- [MATERIAL FOR THE TASK]
-----

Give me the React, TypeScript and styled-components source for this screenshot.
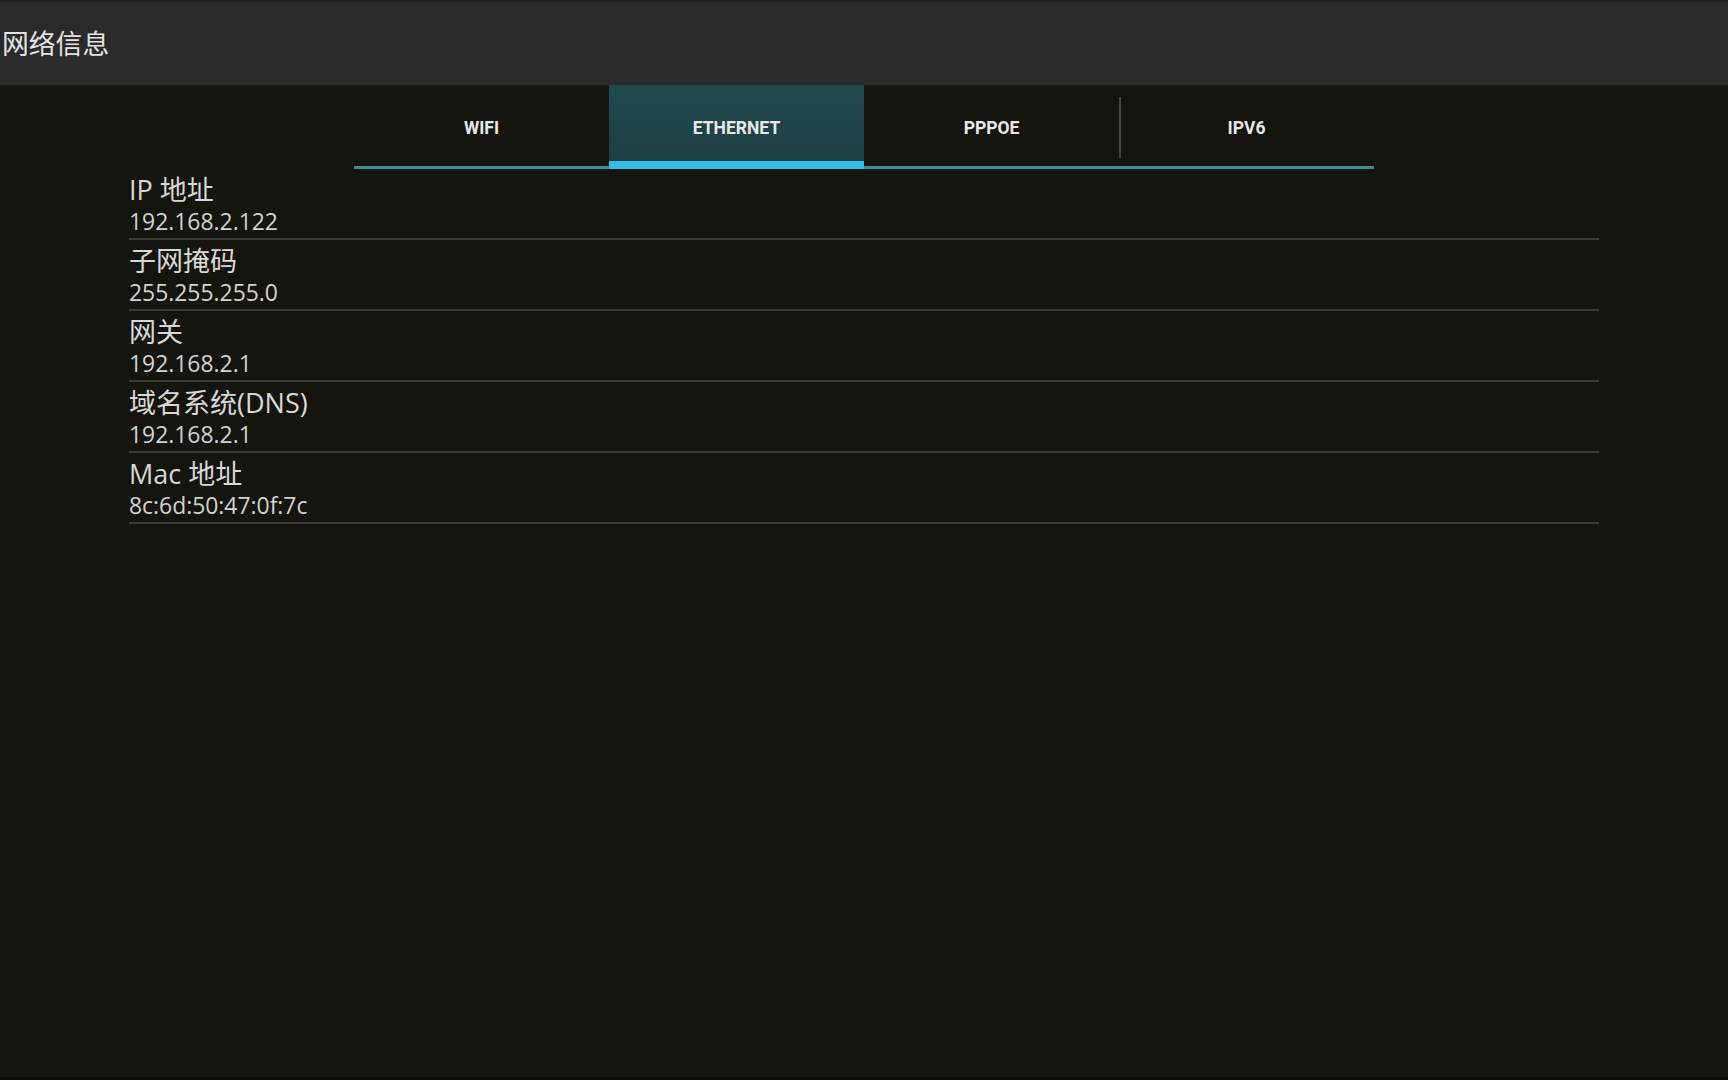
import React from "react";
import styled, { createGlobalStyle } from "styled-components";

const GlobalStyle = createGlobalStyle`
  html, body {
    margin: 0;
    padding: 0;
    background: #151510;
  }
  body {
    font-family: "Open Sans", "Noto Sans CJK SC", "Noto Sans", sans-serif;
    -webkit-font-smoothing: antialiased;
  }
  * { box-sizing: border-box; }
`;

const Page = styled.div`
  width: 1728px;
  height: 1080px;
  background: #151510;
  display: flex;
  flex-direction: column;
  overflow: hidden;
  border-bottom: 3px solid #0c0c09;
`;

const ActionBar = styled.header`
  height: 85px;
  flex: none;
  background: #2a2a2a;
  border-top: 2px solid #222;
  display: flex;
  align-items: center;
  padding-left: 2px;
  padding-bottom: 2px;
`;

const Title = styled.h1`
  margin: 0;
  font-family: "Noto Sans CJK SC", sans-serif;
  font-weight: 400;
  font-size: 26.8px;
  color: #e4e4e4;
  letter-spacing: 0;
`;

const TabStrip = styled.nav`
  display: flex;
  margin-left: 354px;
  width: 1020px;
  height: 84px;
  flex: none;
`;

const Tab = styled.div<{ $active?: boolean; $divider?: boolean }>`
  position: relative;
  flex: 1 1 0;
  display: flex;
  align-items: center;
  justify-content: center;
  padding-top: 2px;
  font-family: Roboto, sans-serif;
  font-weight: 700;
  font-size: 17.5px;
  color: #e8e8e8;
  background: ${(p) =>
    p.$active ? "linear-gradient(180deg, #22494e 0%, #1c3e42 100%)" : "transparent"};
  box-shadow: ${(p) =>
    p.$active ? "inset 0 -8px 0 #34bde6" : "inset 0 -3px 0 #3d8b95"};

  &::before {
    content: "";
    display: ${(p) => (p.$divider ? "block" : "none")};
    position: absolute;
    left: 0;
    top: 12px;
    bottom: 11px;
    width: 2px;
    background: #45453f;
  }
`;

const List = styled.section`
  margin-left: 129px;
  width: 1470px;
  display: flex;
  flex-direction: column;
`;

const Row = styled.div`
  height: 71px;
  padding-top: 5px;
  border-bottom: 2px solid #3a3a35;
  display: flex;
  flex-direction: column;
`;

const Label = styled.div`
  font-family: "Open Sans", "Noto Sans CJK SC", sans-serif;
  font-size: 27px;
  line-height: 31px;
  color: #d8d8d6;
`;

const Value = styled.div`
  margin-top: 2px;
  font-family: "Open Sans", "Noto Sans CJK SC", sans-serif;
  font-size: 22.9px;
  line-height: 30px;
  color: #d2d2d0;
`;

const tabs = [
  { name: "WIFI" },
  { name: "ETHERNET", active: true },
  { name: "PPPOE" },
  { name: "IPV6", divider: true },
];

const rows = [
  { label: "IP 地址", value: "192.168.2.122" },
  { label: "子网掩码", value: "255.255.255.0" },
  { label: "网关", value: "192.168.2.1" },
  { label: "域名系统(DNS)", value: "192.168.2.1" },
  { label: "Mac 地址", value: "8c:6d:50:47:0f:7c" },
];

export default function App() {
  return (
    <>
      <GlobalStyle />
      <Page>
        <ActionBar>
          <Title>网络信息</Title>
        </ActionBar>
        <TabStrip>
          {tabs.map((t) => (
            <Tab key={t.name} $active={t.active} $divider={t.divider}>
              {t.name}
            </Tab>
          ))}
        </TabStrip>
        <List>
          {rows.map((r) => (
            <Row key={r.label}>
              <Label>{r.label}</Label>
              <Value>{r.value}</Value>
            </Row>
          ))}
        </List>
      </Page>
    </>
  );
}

-----

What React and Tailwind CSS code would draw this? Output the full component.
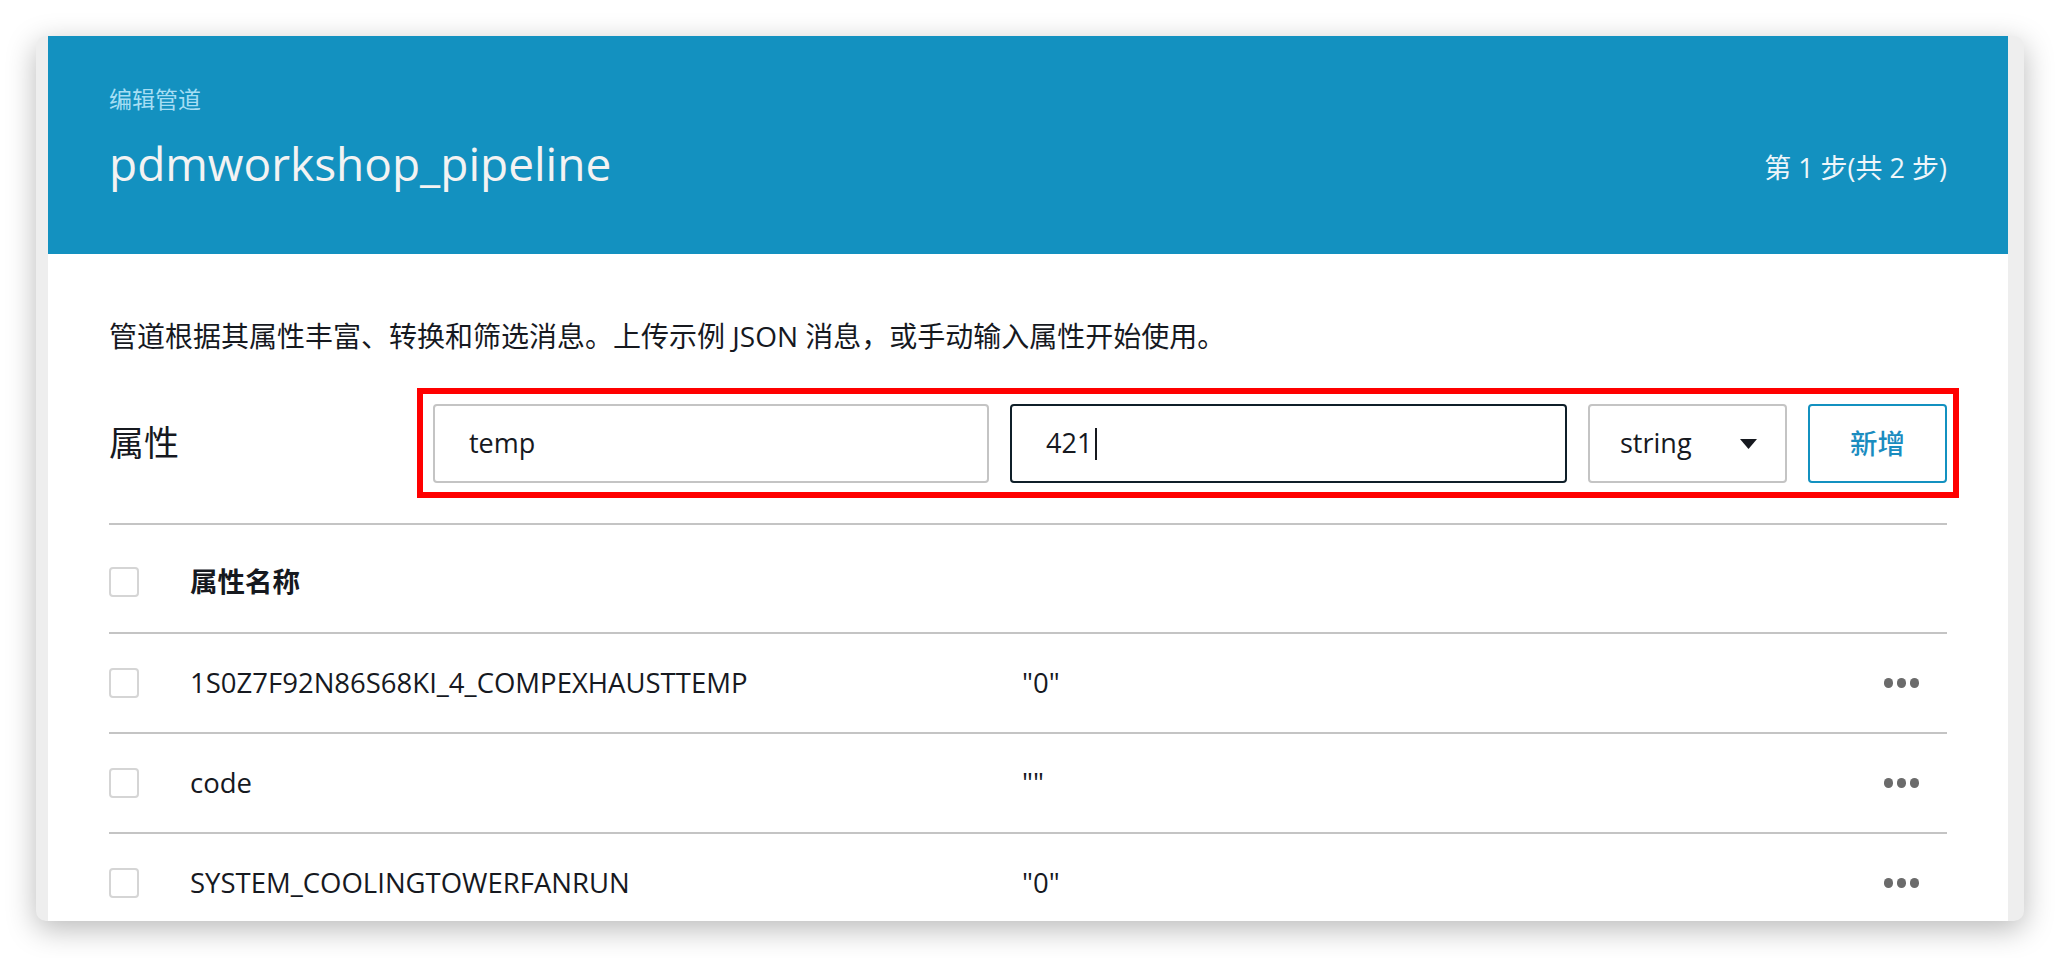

-----

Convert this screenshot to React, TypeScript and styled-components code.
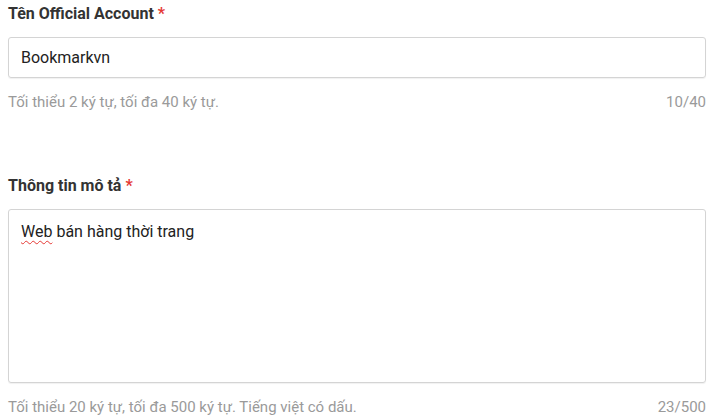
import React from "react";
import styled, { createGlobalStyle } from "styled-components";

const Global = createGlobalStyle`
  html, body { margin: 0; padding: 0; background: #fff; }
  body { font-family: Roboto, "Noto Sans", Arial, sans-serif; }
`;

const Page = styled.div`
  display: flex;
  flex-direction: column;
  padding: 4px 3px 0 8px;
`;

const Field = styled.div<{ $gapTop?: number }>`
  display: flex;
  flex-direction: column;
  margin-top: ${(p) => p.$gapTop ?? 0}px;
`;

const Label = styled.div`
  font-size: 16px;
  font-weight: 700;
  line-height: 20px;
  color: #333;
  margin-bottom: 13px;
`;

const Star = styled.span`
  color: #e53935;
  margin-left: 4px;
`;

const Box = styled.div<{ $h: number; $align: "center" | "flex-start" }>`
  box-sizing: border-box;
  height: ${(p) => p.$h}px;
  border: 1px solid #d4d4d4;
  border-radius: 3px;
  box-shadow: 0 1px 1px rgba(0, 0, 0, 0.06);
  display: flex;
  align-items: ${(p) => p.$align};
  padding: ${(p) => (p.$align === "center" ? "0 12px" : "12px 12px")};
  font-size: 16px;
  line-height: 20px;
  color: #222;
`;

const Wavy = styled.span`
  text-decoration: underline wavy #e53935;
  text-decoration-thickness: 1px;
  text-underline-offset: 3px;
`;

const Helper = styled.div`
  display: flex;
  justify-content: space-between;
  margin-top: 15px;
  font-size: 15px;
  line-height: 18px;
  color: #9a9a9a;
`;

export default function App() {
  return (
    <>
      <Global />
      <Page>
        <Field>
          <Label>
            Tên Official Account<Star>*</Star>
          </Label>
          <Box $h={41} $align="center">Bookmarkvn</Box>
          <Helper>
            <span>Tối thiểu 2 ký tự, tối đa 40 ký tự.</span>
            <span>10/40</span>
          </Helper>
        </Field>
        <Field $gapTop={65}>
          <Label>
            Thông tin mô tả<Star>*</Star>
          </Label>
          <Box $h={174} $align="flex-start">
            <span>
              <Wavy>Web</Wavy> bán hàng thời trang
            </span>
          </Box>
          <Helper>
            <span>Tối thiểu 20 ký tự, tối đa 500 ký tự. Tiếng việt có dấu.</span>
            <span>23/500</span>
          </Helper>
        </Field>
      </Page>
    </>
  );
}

-----

- [WORK TO COMPLETE] From the entries above, return each line with the word "screenshot" in it.

- [EXERCISE RESULT]
Give me the React, TypeScript and styled-components source for this screenshot.
Convert this screenshot to React, TypeScript and styled-components code.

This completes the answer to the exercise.